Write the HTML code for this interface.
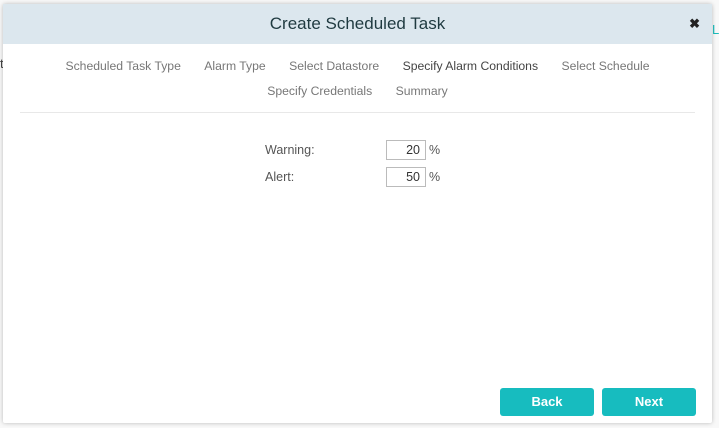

--

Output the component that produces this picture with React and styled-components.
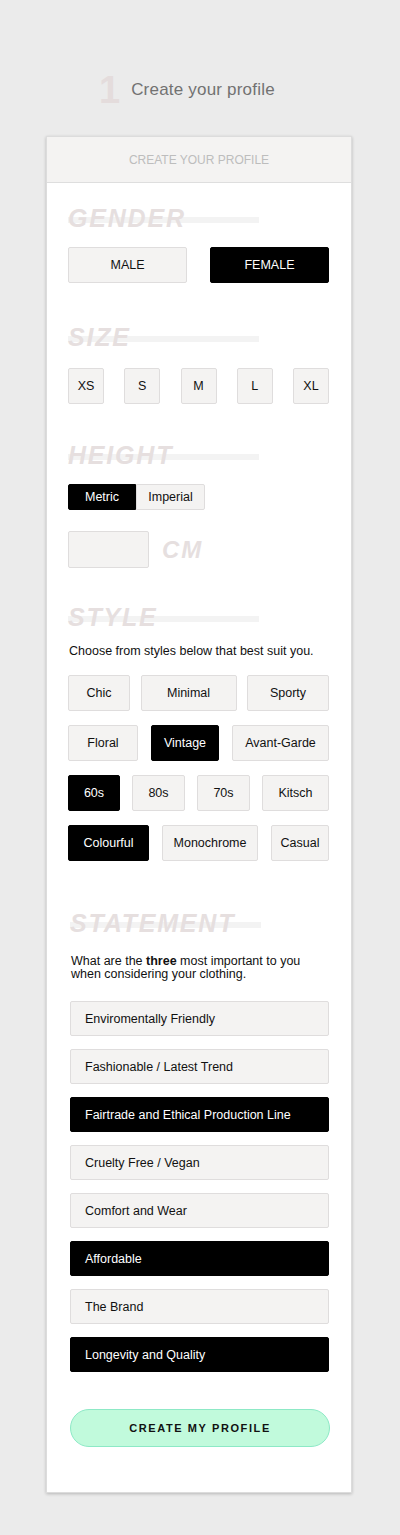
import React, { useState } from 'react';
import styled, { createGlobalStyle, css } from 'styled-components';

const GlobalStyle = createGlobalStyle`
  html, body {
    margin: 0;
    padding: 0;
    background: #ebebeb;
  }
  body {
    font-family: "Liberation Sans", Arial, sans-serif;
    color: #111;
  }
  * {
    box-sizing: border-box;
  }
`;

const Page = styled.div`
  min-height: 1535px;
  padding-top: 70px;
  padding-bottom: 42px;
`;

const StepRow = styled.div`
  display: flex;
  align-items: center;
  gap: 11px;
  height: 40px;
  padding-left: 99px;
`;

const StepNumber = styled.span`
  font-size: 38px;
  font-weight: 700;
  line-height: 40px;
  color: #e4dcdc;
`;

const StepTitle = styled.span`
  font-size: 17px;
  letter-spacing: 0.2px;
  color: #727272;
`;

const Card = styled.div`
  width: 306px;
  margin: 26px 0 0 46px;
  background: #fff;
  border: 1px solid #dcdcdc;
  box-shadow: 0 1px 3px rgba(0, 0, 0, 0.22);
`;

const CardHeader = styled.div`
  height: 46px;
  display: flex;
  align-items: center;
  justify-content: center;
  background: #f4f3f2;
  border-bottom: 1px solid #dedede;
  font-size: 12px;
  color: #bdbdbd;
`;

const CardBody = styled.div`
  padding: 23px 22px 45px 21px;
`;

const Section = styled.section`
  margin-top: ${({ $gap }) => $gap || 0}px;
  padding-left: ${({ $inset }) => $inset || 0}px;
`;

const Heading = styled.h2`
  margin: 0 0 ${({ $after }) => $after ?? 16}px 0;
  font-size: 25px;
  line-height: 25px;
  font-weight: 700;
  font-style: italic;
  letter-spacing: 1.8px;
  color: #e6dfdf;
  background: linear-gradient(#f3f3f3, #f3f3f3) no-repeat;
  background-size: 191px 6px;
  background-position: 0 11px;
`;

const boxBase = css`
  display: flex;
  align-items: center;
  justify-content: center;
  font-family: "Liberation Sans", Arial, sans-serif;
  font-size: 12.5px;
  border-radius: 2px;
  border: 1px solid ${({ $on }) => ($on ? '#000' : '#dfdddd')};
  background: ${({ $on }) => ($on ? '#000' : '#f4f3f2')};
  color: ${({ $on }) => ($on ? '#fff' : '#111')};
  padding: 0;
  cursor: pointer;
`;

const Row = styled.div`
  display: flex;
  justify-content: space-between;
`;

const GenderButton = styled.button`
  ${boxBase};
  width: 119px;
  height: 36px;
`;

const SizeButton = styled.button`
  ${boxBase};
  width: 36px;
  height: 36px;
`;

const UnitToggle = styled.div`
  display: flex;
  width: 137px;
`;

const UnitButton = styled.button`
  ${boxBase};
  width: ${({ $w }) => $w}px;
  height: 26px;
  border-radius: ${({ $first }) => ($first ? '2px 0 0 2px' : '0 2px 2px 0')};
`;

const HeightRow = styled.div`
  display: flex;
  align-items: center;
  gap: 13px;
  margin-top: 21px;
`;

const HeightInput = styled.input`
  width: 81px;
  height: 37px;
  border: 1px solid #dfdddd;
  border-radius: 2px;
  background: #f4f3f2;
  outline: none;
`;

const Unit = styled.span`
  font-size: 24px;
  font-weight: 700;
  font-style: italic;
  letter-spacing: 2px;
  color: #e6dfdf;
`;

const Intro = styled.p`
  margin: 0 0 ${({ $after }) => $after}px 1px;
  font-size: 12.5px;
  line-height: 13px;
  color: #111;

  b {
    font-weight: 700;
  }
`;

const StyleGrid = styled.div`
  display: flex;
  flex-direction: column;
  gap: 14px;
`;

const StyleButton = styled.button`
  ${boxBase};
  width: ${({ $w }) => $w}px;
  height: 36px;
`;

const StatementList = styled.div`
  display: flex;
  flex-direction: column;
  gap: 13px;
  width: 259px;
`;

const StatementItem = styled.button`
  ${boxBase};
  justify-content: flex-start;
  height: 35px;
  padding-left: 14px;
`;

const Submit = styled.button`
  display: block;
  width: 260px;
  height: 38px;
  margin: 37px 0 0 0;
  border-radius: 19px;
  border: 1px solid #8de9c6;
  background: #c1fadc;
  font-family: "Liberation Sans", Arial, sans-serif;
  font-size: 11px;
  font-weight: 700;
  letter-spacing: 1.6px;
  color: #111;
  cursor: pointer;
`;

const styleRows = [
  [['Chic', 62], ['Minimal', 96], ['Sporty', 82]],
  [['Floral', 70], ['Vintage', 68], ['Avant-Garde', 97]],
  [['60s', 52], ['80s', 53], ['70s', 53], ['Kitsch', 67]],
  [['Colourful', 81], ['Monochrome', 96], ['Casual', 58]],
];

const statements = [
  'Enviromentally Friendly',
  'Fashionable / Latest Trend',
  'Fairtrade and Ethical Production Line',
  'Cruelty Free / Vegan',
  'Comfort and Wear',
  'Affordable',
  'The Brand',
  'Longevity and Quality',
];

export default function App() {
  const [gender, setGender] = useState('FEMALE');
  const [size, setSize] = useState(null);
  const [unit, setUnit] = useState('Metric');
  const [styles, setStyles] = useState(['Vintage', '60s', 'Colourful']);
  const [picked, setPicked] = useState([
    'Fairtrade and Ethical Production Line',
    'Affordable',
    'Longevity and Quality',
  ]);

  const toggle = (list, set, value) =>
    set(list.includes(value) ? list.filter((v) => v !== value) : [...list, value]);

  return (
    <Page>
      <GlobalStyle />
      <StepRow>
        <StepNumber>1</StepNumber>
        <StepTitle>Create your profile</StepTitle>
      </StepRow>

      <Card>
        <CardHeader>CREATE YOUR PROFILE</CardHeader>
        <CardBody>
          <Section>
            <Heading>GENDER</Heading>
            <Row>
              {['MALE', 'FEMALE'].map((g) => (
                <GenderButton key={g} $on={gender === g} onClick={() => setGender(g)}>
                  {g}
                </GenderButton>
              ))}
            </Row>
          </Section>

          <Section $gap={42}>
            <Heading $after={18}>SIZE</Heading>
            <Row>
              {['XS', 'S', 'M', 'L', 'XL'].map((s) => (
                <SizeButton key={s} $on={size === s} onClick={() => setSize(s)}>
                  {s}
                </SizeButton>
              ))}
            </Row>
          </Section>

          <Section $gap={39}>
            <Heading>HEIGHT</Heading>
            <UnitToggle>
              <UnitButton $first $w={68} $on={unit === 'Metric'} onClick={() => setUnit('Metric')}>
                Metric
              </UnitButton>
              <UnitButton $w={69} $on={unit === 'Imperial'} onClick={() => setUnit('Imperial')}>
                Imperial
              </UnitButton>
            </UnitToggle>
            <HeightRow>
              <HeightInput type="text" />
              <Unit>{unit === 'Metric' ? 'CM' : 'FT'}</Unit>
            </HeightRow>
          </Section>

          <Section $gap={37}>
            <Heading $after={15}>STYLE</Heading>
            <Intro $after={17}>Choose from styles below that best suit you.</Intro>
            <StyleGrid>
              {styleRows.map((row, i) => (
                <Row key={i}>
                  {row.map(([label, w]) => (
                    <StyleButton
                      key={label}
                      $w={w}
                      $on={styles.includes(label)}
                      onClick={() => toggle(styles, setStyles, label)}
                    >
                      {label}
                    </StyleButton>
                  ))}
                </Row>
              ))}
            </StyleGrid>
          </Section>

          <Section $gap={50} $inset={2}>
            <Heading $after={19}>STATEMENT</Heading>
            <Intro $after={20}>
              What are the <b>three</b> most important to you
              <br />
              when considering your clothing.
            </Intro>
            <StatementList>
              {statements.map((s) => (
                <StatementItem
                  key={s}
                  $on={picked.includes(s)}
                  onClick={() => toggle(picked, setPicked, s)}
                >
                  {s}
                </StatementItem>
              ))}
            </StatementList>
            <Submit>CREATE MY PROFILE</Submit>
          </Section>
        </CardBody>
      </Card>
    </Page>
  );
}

◆ Task statement
Filter the records above for lines containing the word "React", and copy those lines.

◆ Correct result
Output the component that produces this picture with React and styled-components.
import React, { useState } from 'react';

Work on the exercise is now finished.